In this chapter, we presented the detection of emotions as a problem of regression. The result of applying regressors are emotion maps of the musical compositions. Conducting experiments required the construction of regressors, attribute selection, and analysis of selected musical compositions.

Emotion maps provide new knowledge about the distribution of emotions in musical compositions, and knowledge that had only been available to music experts until this point. The proposed parameters describing emotions can be used in the construction of a system that can search for songs with similar emotions. They describe in more detail the distribution of emotions, their evolution, frequency of changes, etc.

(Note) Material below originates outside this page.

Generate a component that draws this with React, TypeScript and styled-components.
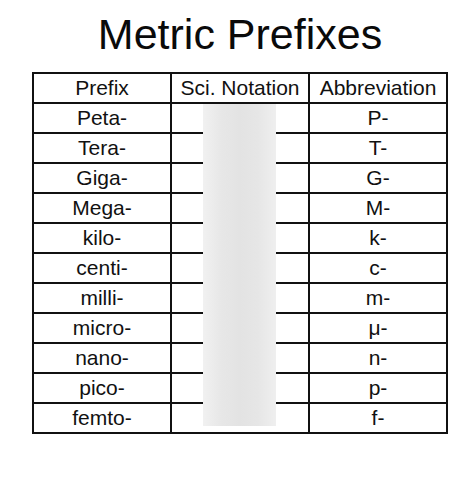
import * as React from "react";
import styled, { createGlobalStyle } from "styled-components";

const GlobalStyle = createGlobalStyle`
	html, body {
		margin: 0;
		padding: 0;
		background: #ffffff;
	}
	body {
		font-family: "Liberation Sans", Arial, sans-serif;
		color: #111111;
	}
`;

const Page = styled.div`
	width: 474px;
	height: 480px;
	display: flex;
	flex-direction: column;
	padding-left: 32px;
	box-sizing: border-box;
`;

const Title = styled.h1`
	margin: 0;
	width: 416px;
	height: 72px;
	padding-top: 10px;
	box-sizing: border-box;
	text-align: center;
	font-size: 43px;
	font-weight: 400;
	line-height: 48px;
	color: #0a0a0a;
`;

const TableWrap = styled.div`
	position: relative;
	width: 416px;
`;

const Table = styled.table`
	border-collapse: collapse;
	table-layout: fixed;
	width: 416px;
`;

const Row = styled.tr`
	height: 30px;
`;

const Cell = styled.td`
	border: 2px solid #111111;
	padding: 0;
	text-align: center;
	vertical-align: middle;
	font-size: 21px;
	line-height: 24px;
	color: #111111;
`;

// redaction smudge over the Sci. Notation column
const Blur = styled.div`
	position: absolute;
	left: 171px;
	top: 32px;
	width: 73px;
	height: 322px;
	background: linear-gradient(
		to right,
		#f1f1f1 0%,
		#e7e7e7 25%,
		#e3e3e3 50%,
		#e6e6e6 75%,
		#efefef 100%
	);
	filter: blur(0.6px);
`;

const rows: [string, string][] = [
	["Peta-", "P-"],
	["Tera-", "T-"],
	["Giga-", "G-"],
	["Mega-", "M-"],
	["kilo-", "k-"],
	["centi-", "c-"],
	["milli-", "m-"],
	["micro-", "μ-"],
	["nano-", "n-"],
	["pico-", "p-"],
	["femto-", "f-"],
];

const App = () => (
	<Page>
		<GlobalStyle />
		<Title>Metric Prefixes</Title>
		<TableWrap>
			<Table>
				<tbody>
					<Row>
						<Cell>Prefix</Cell>
						<Cell>Sci. Notation</Cell>
						<Cell>Abbreviation</Cell>
					</Row>
					{rows.map(([prefix, abbr]) => (
						<Row key={prefix}>
							<Cell>{prefix}</Cell>
							<Cell />
							<Cell>{abbr}</Cell>
						</Row>
					))}
				</tbody>
			</Table>
			<Blur />
		</TableWrap>
	</Page>
);

export default App;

In this chapter, we also studied the usefulness of audio features during emotion detection. Different feature sets were used to test the performance of built regression models intended to detect arousal and valence. We examined the influence of different feature sets—low-level, rhythm, tonal, and their combination—on arousal and valence prediction. The use of a combination of different types of features significantly improved the results compared with using just one group of features. We found and presented features particularly dedicated to the detection of arousal and valence separately, as well as features useful in both cases. We can conclude that low-level features are very important in the prediction of both arousal and valence. Additionally, rhythm features are important for arousal detection, and tonal features help a lot for detecting valence.

The obtained results confirm the point of creating new features of middle and higher levels that describe elements of music such as rhythm, harmony, melody, and dynamics shaping a listener’s emotional perception of music. These features can have an affect on improving the effectiveness of automatic emotion detection in music files.